La nomination de la part de Léon XIV d’une simple baptisée à une fonction-clé de la Curie romaine a été accueille par les médias comme un pas supplémentaire vers la modernisation du gouvernement de l’Église. Mais ce serait négliger totalement une question capitale connexe, déjà débattue au Concile Vatican II mais restée sans solution claire.
C’est le cardinal Stella, un vénérable octogénaire, qui a mis le feu aux poudres aux réunions de pré-conclave, avec une intervention qui a fait grand bruit par la sévérité des critiques adressées au Pape François.
Le cardinal Stella, un diplomate au long cours expert en droit canon, figurait parmi les préférés de Jorge Mario Bergoglio en début de pontificat avant qu’il ne le mette à l’écart en raison de l’incompatibilité évidente de leurs visions respectives.
Or, le cardinal Stella a non seulement contesté l’absolutisme monarchique avec lequel François avait gouverné l’Église, en violant systématiquement les droits fondamentaux de la personne et en modifiant selon son beau plaisir et de manière désordonnée les normes du droit canon. Mais il lui a également reproché d’avoir voulu séparer les pouvoirs d’ordre, c’est-à-dire ceux qui découlent du sacrement de l’ordination épiscopale, des pouvoir de juridiction, c’est-à-dire ceux qui sont conférés par une autorité supérieure, en optant pour les seconds afin de pouvoir nommer également de simples baptisés, hommes et femmes, à la tête de fonctions-clés de la Curie vaticane et donc du gouvernement de l’Église universelle, sur simple mandat du pape.
En réalité, cette façon de faire, bien loin d’être un signe de modernisation constituait, au jugement du cardinal Stella et de nombreux experts en droit canon, un retour en arrière à une pratique discutable typique du Moyen-Âge et des Temps modernes, où il était fréquent qu’un pape confère à des abbesses des pouvoirs de gouvernement pareils à ceux d’un évêque, ou confie la charge d’un diocèse à un cardinal qui n’avait été ordonné ni évêque ni prêtre.
En remontant un peu plus loin dans le temps, ces formes de transmission du pouvoir déconnectées du sacrement de l’ordre étaient totalement inconnues au premier millénaire. Et c’est précisément à cette tradition des origines que le Concile Vatican II a voulu revenir, dans la constitution dogmatique sur l’Église « Lumen gentium », en reprenant conscience de la nature sacramentelle, avant d’être juridictionnelle, de l’épiscopat et des pouvoir qui y son liés, non seulement ceux de sanctifier et d’enseigner, mais également celui de gouverner.

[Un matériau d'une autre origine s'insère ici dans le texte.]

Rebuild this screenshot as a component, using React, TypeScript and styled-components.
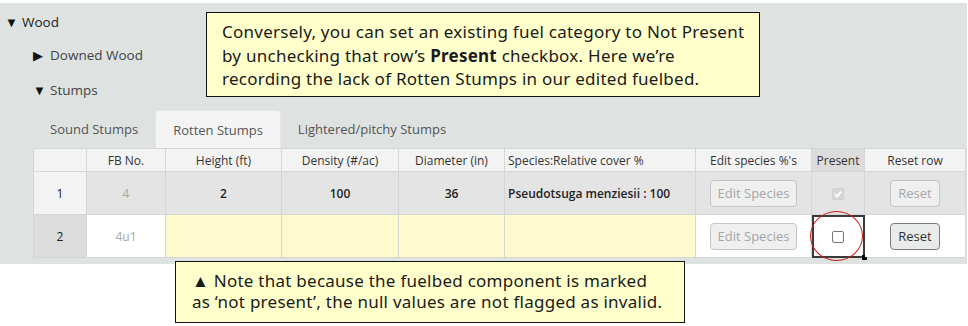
import React from "react";
import styled, { createGlobalStyle } from "styled-components";

const GlobalStyle = createGlobalStyle`
  html, body {
    margin: 0;
    padding: 0;
    background: #ffffff;
  }
  body {
    font-family: "Open Sans", "Liberation Sans", sans-serif;
  }
`;

const Page = styled.div`
  width: 968px;
  height: 326px;
  padding-top: 3px;
  box-sizing: border-box;
  position: relative;
  overflow: hidden;
`;

const Panel = styled.div`
  width: 967px;
  height: 261px;
  background: #dee2e1;
  box-sizing: border-box;
  padding: 4px 2px 0 0;
  display: flex;
  flex-direction: column;
`;

const TreeRow = styled.div<{ $indent: number; $height: number }>`
  display: flex;
  align-items: center;
  height: ${(p) => p.$height}px;
  padding-left: ${(p) => p.$indent}px;
  font-size: 13.5px;
  color: ${(p) => (p.$indent > 10 ? "#444" : "#222")};
`;

const Arrow = styled.span`
  display: inline-block;
  width: 17px;
  font-size: 13px;
  color: #111;
`;

const Tabs = styled.div`
  display: flex;
  align-items: flex-end;
  height: 39px;
  padding-left: 33px;
  margin-top: 2px;
`;

const Tab = styled.div<{ $active?: boolean }>`
  height: 38px;
  display: flex;
  align-items: center;
  padding: 0 17px;
  font-size: 13px;
  color: #555;
  background: ${(p) => (p.$active ? "#f4f4f4" : "transparent")};
  border-radius: 4px 4px 0 0;
  box-sizing: border-box;
  ${(p) => (p.$active ? "border: 1px solid #e4e6e6; border-bottom: none;" : "")}
`;

const Grid = styled.table`
  margin-left: 33px;
  border-collapse: collapse;
  table-layout: fixed;
  width: 932px;
  font-size: 12px;
  color: #222;
  background: #ffffff;
  border: 1px solid #d8d8d8;
`;

const Head = styled.th<{ $hl?: boolean; $left?: boolean }>`
  height: 22px;
  font-weight: 400;
  background: ${(p) => (p.$hl ? "#dcdcdc" : "#f3f3f3")};
  border: 1px solid #d6d6d6;
  text-align: ${(p) => (p.$left ? "left" : "center")};
  padding: 0 3px;
  white-space: nowrap;
  color: #333;
`;

type Tone = "row" | "rownum" | "sel" | "white" | "yellow";

const tones: Record<Tone, string> = {
  row: "#e4e4e4",
  rownum: "#f3f3f3",
  sel: "#dcdcdc",
  white: "#ffffff",
  yellow: "#fffacd",
};

const Cell = styled.td<{ $tone: Tone; $muted?: boolean; $bold?: boolean; $left?: boolean }>`
  height: 42px;
  background: ${(p) => tones[p.$tone]};
  border: 1px solid #d6d6d6;
  text-align: ${(p) => (p.$left ? "left" : "center")};
  padding: 0 3px;
  color: ${(p) => (p.$muted ? "#a8a8a8" : "#222")};
  font-weight: ${(p) => (p.$bold ? 600 : 400)};
  white-space: nowrap;
  position: relative;
`;

const SelectedCell = styled(Cell)`
  outline: 2px solid #3a3a3a;
  outline-offset: -2px;
`;

const Handle = styled.span`
  position: absolute;
  right: -3px;
  bottom: -3px;
  width: 5px;
  height: 5px;
  background: #000;
`;

const Button = styled.button<{ $disabled?: boolean }>`
  font-family: "Open Sans", "Liberation Sans", sans-serif;
  font-size: 13px;
  height: 27px;
  padding: 0 7px;
  border-radius: 4px;
  border: 1px solid ${(p) => (p.$disabled ? "#c4c4c4" : "#7c7c7c")};
  background: ${(p) => (p.$disabled ? "#efefef" : "#e9ebeb")};
  color: ${(p) => (p.$disabled ? "#a6a6a6" : "#333")};
`;

const Check = styled.span<{ $checked?: boolean }>`
  display: inline-block;
  width: 12px;
  height: 12px;
  border-radius: 2px;
  border: 1px solid ${(p) => (p.$checked ? "#d0d0d0" : "#777")};
  background: ${(p) => (p.$checked ? "#d6d6d6" : "#fff")};
  vertical-align: middle;
  position: relative;
  box-sizing: border-box;
`;

const Callout = styled.div<{ $top: number; $left: number; $width: number; $height: number }>`
  position: absolute;
  top: ${(p) => p.$top}px;
  left: ${(p) => p.$left}px;
  width: ${(p) => p.$width}px;
  height: ${(p) => p.$height}px;
  box-sizing: border-box;
  background: #ffffcc;
  border: 1px solid #111;
  font-family: "Noto Sans", Lato, sans-serif;
  color: #1a1a1a;
  white-space: nowrap;
`;

const CalloutText = styled.p<{ $size: number; $line: number; $pad: string }>`
  margin: 0;
  padding: ${(p) => p.$pad};
  font-size: ${(p) => p.$size}px;
  line-height: ${(p) => p.$line}px;
  letter-spacing: 0.25px;
  b {
    font-weight: 700;
  }
`;

const Ring = styled.div`
  position: absolute;
  left: 810px;
  top: 211px;
  width: 53px;
  height: 50px;
  border: 1px solid #d01818;
  border-radius: 50%;
  box-sizing: border-box;
  pointer-events: none;
`;

const widths = [53, 79, 116, 117, 106, 191, 116, 53, 101];

function CheckMark() {
  return (
    <svg width="10" height="10" viewBox="0 0 10 10" style={{ position: "absolute", left: 0, top: 0 }}>
      <path d="M2 5.2 L4.2 7.4 L8.2 2.6" fill="none" stroke="#fff" strokeWidth="1.8" />
    </svg>
  );
}

export default function App() {
  return (
    <>
      <GlobalStyle />
      <Page>
        <Panel>
          <TreeRow $indent={5} $height={30}>
            <Arrow>▼</Arrow>Wood
          </TreeRow>
          <TreeRow $indent={33} $height={36}>
            <Arrow>▶</Arrow>Downed Wood
          </TreeRow>
          <TreeRow $indent={33} $height={34}>
            <Arrow>▼</Arrow>Stumps
          </TreeRow>
          <Tabs>
            <Tab>Sound Stumps</Tab>
            <Tab $active>Rotten Stumps</Tab>
            <Tab>Lightered/pitchy Stumps</Tab>
          </Tabs>
          <Grid>
            <colgroup>
              {widths.map((w, i) => (
                <col key={i} style={{ width: w }} />
              ))}
            </colgroup>
            <thead>
              <tr>
                <Head />
                <Head>FB No.</Head>
                <Head>Height (ft)</Head>
                <Head>Density (#/ac)</Head>
                <Head>Diameter (in)</Head>
                <Head $left>Species:Relative cover %</Head>
                <Head>Edit species %'s</Head>
                <Head $hl>Present</Head>
                <Head>Reset row</Head>
              </tr>
            </thead>
            <tbody>
              <tr>
                <Cell $tone="rownum">1</Cell>
                <Cell $tone="row" $muted>4</Cell>
                <Cell $tone="row" $bold>2</Cell>
                <Cell $tone="row" $bold>100</Cell>
                <Cell $tone="row" $bold>36</Cell>
                <Cell $tone="row" $bold $left>
                  Pseudotsuga menziesii : 100
                </Cell>
                <Cell $tone="row">
                  <Button $disabled>Edit Species</Button>
                </Cell>
                <Cell $tone="row">
                  <Check $checked>
                    <CheckMark />
                  </Check>
                </Cell>
                <Cell $tone="row">
                  <Button $disabled>Reset</Button>
                </Cell>
              </tr>
              <tr>
                <Cell $tone="sel">2</Cell>
                <Cell $tone="white" $muted>4u1</Cell>
                <Cell $tone="yellow" />
                <Cell $tone="yellow" />
                <Cell $tone="yellow" />
                <Cell $tone="yellow" />
                <Cell $tone="white">
                  <Button $disabled>Edit Species</Button>
                </Cell>
                <SelectedCell $tone="white">
                  <Check />
                  <Handle />
                </SelectedCell>
                <Cell $tone="white">
                  <Button>Reset</Button>
                </Cell>
              </tr>
            </tbody>
          </Grid>
        </Panel>
        <Callout $top={12} $left={206} $width={554} $height={85}>
          <CalloutText $size={17} $line={23.5} $pad="7px 10px 0 15px">
            Conversely, you can set an existing fuel category to Not Present
            <br />
            by unchecking that row’s <b>Present</b> checkbox. Here we’re
            <br />
            recording the lack of Rotten Stumps in our edited fuelbed.
          </CalloutText>
        </Callout>
        <Callout $top={261} $left={175} $width={510} $height={62}>
          <CalloutText $size={17} $line={21} $pad="8px 8px 0 16px">
            ▲ Note that because the fuelbed component is marked
            <br />
            as ‘not present’, the null values are not flagged as invalid.
          </CalloutText>
        </Callout>
        <Ring />
      </Page>
    </>
  );
}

Lors du Concile, seuls 300 Pères sur environ 3000 ont voté contre cette réforme. Mais avec le remodelage de la Curie entrepris par le Pape François, ce sont les opposants de l’époque qui sortent aujourd’hui gagnants. Et ce n’est pas un hasard si cela leur a valu les critiques des théologiens les plus progressistes et « conciliaires », comme l’a fait récemment le cardinal Walter Kasper.
Il n’est donc pas étonnant que les critiques du cardinal Stella aient suscité une vague de réaction chez les défenseurs du pape François, dont certains, sous couvert d’anonymat, n’ont pas hésité à crier à la « trahison ».
Avec la nomination de sœur Merletti comme secrétaire du Dicastère pour les religieux, le Pape Léon, lui aussi très compétent en droit canon, a montré qu’il ne voulait pas se détacher, sur cette question controversée, de l’option adoptée par son prédécesseur.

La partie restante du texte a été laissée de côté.